* [Provided material]
········

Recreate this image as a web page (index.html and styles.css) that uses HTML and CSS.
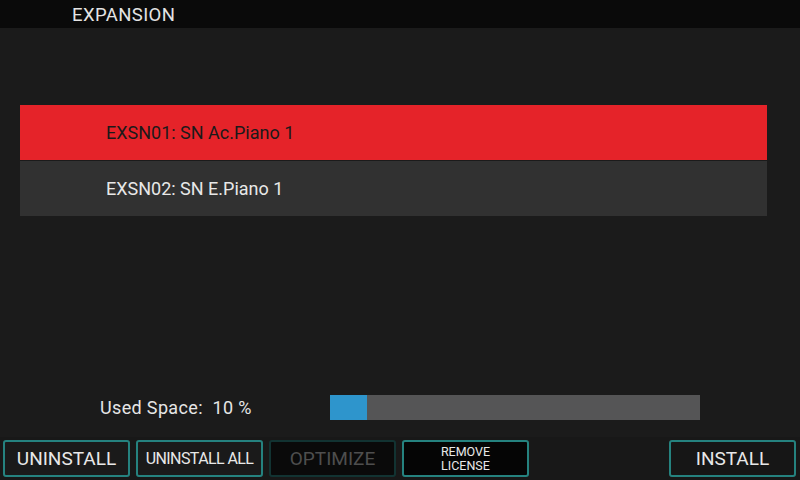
FILE: index.html
```html
<!DOCTYPE html>
<html>
<head>
<meta charset="utf-8">
<link rel="stylesheet" href="styles.css">
</head>
<body>
<div class="screen">
  <div class="header"><span class="title">EXPANSION</span></div>
  <div class="main">
    <div class="list">
      <div class="row selected">EXSN01: SN Ac.Piano 1</div>
      <div class="row">EXSN02: SN E.Piano 1</div>
    </div>
    <div class="usage">
      <span class="usage-label">Used Space:&nbsp; 10 %</span>
      <div class="bar"><div class="bar-fill" style="width:10%"></div></div>
    </div>
  </div>
  <div class="footer">
    <div class="btn">UNINSTALL</div>
    <div class="btn narrow">UNINSTALL ALL</div>
    <div class="btn disabled">OPTIMIZE</div>
    <div class="btn small">REMOVE<br>LICENSE</div>
    <div class="btn install">INSTALL</div>
  </div>
</div>
</body>
</html>
```

FILE: styles.css
```css
html, body {
  margin: 0;
  padding: 0;
  background: #1b1b1b;
}
.screen {
  width: 800px;
  height: 480px;
  display: flex;
  flex-direction: column;
  font-family: Roboto, "Liberation Sans", sans-serif;
  color: #e6e6e6;
  background: #1b1b1b;
  overflow: hidden;
}
.header {
  height: 28px;
  background: #0a0a0a;
  display: flex;
  align-items: center;
  padding: 1px 0 0 72px;
  box-sizing: border-box;
  flex-shrink: 0;
}
.title {
  font-size: 18.5px;
  color: #e4e4e4;
  letter-spacing: 0.4px;
}
.main {
  flex: 1;
  display: flex;
  flex-direction: column;
}
.list {
  margin: 77px 33px 0 20px;
  display: flex;
  flex-direction: column;
  gap: 1px;
}
.row {
  height: 55px;
  background: #313131;
  display: flex;
  align-items: center;
  padding-left: 86px;
  font-size: 18px;
  color: #e8e8e8;
}
.row.selected {
  background: #e52329;
  color: #1a1a1a;
}
.usage {
  margin-top: auto;
  margin-bottom: 17px;
  display: flex;
  align-items: center;
  padding-left: 100px;
  height: 25px;
}
.usage-label {
  width: 230px;
  font-size: 18px;
  letter-spacing: 0.35px;
  color: #e6e6e6;
  white-space: pre;
}
.bar {
  width: 370px;
  height: 25px;
  background: #555556;
  display: flex;
}
.bar-fill {
  background: #2e95cc;
  height: 100%;
}
.footer {
  height: 43px;
  background: #181818;
  display: flex;
  gap: 6px;
  padding: 3px 4px 0 3px;
  box-sizing: border-box;
  flex-shrink: 0;
}
.btn {
  width: 127px;
  height: 37px;
  box-sizing: border-box;
  border: 2px solid #25827f;
  border-radius: 3px;
  background: #1a1a1a;
  display: flex;
  align-items: center;
  justify-content: center;
  font-size: 19px;
  color: #e8e8e8;
  text-align: center;
}
.btn.narrow {
  font-size: 16px;
  letter-spacing: -0.6px;
}
.btn.disabled {
  background: #0a0a0a;
  border-color: #123332;
  color: #4e4e4e;
}
.btn.small {
  background: #050505;
  font-size: 12.5px;
  line-height: 14px;
}
.btn.install {
  margin-left: auto;
  background: #161616;
}
```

········

* [The request] Find each line holding the string "index" and copy it out.

* [Output below]
Recreate this image as a web page (index.html and styles.css) that uses HTML and CSS.
FILE: index.html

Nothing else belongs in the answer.